MIT Reports to the President 1999–2000


DEPARTMENT OF PHYSICS

Physics faculty members continue to receive recognition by the outside community. Robert Birgeneau received the Julius Edgar Lilienfield Prize from the American Physical Society. Mildred Dresselhaus was awarded the Nicholson Medal for Humanitarian Service from the American Physics Society and the Weizmann Women in Science Millennium Lifetime Achievement Award. Jerome Friedman received the Presidential Medal from the Institute of Physics. Marc Kastner was awarded The Oliver E. Buckley Prize in Condensed Matter Physics from the American Physical Society. Wolfgang Ketterle received The Benjamin Franklin Award in Physics from the Franklin Institute and the Dannie-Heineman Prize from the Academy of Sciences, Gottingen, Germany. John King was awarded the Oersted Medal by the American Association of Physics Teachers. Philip Morrison and his wife Phylis received the National Science Board Public Service Award from the National Science Board.

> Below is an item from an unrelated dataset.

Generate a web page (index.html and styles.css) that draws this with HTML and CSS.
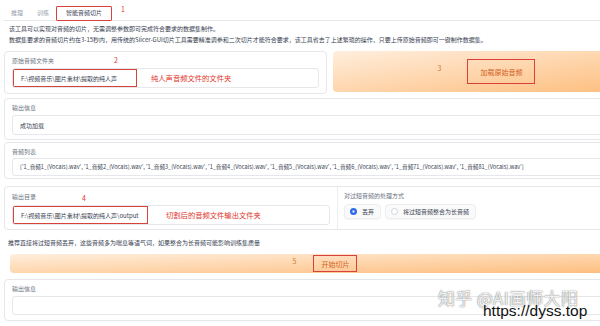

We are proud that several of these awards are for contributions to science education.

Xiao-Gang Wen, Jacqueline Hewitt, and Barton Zweibach were promoted to full Professor. Takashi Imai was promoted to Associate Professor without tenure. New faculty in the department are Gunther Roland, Alexander van Oudenaarden, and Frank Wuerthwein, who have all been appointed Assistant Professor. We are delighted that one of the leading particle theorists in the world, Frank Wilczek, has joined our faculty to become the first Herman Feshbach Professor of Physics.

EDUCATION

This year the department begins an ambitious program to see if freshman physics education can be made more exciting. We propose to establish a "technology enabled active learning" (TEAL) environment for large enrollment physics courses at MIT, which will serve as a national model for such instruction. We will merge lecture, recitations, and hands-on laboratory experience into a technologically and collaboratively rich experience for incoming freshmen. A dozen or so students will gather, with ten or so such groups in a common area, for five hours per week. They will be exposed to a mixture of formal instruction, lab work with desktop experiments, and collaborative work in smaller groups of three or four, in a computer rich environment (one networked laptop per three students).

The degree of S.B. in Physics provides MIT students an unsurpassed preparation for graduate study in physics. However, many students, although strongly attracted to physics, have broader interests that will take them into different careers after graduation. We have, therefore, initiated a new degree that will provide students with an understanding of the fundamentals of physics and an appreciation of the physicist’s approach to problem solving, while requiring a focus in some area that will support career options other than a Ph.D. in physics.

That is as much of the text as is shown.